A l’inverse, en France, les protestations sur les retraites reposent sur une longue tradition qui a engrangé des succès. Depuis 1990, on ne compte pas moins de huit paquets de réformes qui ont conduit à des réductions de prestations, à des allongements de la durée de cotisation et au relèvement de l’âge de départ. Mais les réformes prévues initialement étaient plus ambitieuses, et les mouvements de contestation en ont chaque fois atténué la portée ou les ont mêmes été tenues en échec, comme en 1995. Les manifestations et les grèves ont toujours été soutenues par la majorité de la population. Un rêve pour les syndicats allemands, alors que ces types de mouvement sont ressentis outre-Rhin comme une perturbation malvenue de la vie publique et ne jouissent pas d’un fort taux d’adhésion.

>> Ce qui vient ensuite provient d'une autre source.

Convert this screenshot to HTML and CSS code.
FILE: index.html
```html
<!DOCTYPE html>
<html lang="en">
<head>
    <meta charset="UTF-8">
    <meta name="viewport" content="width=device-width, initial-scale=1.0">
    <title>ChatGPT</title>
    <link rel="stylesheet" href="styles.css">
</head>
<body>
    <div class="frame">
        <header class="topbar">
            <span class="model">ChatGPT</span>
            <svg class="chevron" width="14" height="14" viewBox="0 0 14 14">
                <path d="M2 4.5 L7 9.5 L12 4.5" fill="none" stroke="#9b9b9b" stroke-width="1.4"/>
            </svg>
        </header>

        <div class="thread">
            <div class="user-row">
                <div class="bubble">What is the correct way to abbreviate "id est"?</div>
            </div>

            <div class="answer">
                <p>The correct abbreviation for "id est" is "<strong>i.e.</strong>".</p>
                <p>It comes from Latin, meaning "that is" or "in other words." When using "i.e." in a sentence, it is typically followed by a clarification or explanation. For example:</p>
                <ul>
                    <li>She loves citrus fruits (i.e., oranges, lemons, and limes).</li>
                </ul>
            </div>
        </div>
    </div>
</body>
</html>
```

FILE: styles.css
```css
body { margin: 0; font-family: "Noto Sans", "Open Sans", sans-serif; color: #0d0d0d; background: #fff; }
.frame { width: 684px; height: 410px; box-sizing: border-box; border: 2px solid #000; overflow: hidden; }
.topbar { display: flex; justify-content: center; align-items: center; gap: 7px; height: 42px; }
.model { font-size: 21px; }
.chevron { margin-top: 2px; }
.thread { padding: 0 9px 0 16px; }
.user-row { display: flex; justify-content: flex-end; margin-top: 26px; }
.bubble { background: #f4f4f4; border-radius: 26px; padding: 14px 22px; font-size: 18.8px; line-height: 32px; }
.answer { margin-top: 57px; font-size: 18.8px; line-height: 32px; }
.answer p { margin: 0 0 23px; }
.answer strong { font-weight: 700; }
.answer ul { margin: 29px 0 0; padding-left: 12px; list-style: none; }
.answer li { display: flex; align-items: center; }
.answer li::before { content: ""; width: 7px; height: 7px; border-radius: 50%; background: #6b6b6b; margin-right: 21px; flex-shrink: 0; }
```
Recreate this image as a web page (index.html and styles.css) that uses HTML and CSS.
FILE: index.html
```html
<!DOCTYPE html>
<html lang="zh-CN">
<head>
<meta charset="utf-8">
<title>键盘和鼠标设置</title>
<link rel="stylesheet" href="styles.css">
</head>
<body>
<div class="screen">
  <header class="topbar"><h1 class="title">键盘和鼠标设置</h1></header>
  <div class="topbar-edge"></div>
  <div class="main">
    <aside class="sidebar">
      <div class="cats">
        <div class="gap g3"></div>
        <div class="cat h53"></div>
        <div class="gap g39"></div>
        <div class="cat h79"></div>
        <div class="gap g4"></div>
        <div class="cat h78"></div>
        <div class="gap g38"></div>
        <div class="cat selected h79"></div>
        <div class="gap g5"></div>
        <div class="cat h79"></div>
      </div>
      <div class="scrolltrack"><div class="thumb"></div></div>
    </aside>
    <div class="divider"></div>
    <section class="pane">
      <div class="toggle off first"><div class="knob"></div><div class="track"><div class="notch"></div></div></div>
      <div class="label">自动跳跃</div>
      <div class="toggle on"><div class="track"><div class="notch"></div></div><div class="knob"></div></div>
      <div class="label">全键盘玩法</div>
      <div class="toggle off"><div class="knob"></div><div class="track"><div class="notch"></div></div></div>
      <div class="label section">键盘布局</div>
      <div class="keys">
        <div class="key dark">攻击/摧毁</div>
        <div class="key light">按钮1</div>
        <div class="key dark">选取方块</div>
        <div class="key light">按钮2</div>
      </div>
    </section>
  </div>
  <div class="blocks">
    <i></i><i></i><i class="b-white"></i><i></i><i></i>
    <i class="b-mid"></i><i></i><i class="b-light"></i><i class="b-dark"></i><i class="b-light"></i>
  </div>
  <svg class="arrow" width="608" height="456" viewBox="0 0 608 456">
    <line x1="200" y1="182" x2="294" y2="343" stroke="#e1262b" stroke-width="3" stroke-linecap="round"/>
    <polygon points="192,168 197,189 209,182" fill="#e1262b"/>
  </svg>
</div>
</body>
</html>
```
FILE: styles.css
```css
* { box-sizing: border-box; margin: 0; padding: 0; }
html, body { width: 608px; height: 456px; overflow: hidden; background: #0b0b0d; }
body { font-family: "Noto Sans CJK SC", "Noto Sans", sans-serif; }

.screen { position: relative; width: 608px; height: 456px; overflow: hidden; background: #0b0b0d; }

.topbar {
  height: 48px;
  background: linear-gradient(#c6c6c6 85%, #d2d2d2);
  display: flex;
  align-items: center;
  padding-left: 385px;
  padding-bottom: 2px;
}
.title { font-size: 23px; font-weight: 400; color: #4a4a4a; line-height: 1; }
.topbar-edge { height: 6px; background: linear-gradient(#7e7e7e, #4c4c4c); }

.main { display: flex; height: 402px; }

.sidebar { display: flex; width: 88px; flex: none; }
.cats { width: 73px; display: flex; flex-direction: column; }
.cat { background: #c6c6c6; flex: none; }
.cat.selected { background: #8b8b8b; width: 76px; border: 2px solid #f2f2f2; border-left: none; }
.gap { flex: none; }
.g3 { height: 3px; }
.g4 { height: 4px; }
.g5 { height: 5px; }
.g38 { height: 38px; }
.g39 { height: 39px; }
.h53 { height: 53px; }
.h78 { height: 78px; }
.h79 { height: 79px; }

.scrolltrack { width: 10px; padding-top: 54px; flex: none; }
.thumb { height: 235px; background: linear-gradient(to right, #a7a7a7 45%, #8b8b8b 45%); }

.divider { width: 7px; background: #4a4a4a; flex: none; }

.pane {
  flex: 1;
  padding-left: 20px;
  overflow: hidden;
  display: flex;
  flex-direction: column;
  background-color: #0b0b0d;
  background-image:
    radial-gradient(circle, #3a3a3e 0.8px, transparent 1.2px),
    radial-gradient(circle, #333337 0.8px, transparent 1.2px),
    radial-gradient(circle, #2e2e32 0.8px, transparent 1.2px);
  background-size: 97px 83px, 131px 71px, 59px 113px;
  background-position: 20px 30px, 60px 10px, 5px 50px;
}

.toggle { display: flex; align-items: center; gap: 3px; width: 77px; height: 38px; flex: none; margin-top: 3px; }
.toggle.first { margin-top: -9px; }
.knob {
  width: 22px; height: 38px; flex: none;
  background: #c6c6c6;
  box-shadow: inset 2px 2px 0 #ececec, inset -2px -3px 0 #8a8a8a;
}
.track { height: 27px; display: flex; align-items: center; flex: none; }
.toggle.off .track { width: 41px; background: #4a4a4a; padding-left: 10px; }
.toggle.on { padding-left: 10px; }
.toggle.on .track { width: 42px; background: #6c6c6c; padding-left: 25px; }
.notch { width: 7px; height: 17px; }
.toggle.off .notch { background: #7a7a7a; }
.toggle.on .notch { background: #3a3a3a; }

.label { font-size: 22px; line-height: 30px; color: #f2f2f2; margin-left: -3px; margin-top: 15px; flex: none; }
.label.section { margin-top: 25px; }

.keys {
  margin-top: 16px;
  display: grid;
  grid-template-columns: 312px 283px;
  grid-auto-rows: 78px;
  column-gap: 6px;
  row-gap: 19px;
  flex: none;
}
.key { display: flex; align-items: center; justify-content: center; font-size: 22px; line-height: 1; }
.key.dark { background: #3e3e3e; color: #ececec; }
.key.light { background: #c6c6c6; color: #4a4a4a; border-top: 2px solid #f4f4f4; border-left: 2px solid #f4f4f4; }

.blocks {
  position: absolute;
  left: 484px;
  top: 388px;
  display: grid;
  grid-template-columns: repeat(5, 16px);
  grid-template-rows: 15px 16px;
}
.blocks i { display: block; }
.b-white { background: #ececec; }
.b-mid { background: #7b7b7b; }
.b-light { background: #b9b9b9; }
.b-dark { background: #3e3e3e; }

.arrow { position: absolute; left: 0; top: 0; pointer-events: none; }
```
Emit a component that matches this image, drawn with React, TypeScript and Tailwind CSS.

Pouvoir d’achat et coûts salariaux

Comment expliquer ces différences de réaction sur la question des retraites sans recourir au cliché des Français révolutionnaires et des Allemands obtus ?

L’une des clés relève de la différence de vision politico-économique qui fait considérer les retraites soit comme un facteur de demande, soit comme un facteur de coût. Après la seconde guerre mondiale, les salaires et les retraites ont joué en France un rôle prépondérant dans le développement de l’économie, formant un cercle vertueux où se combinaient consommation intérieure et créations d’emplois. On considérait les dépenses sociales, dont les retraites, comme des facteurs de demande et de régulation du développement économique. Même si le système économique français a connu d’importantes transformations depuis les années 1970, la retraite est encore perçue comme telle.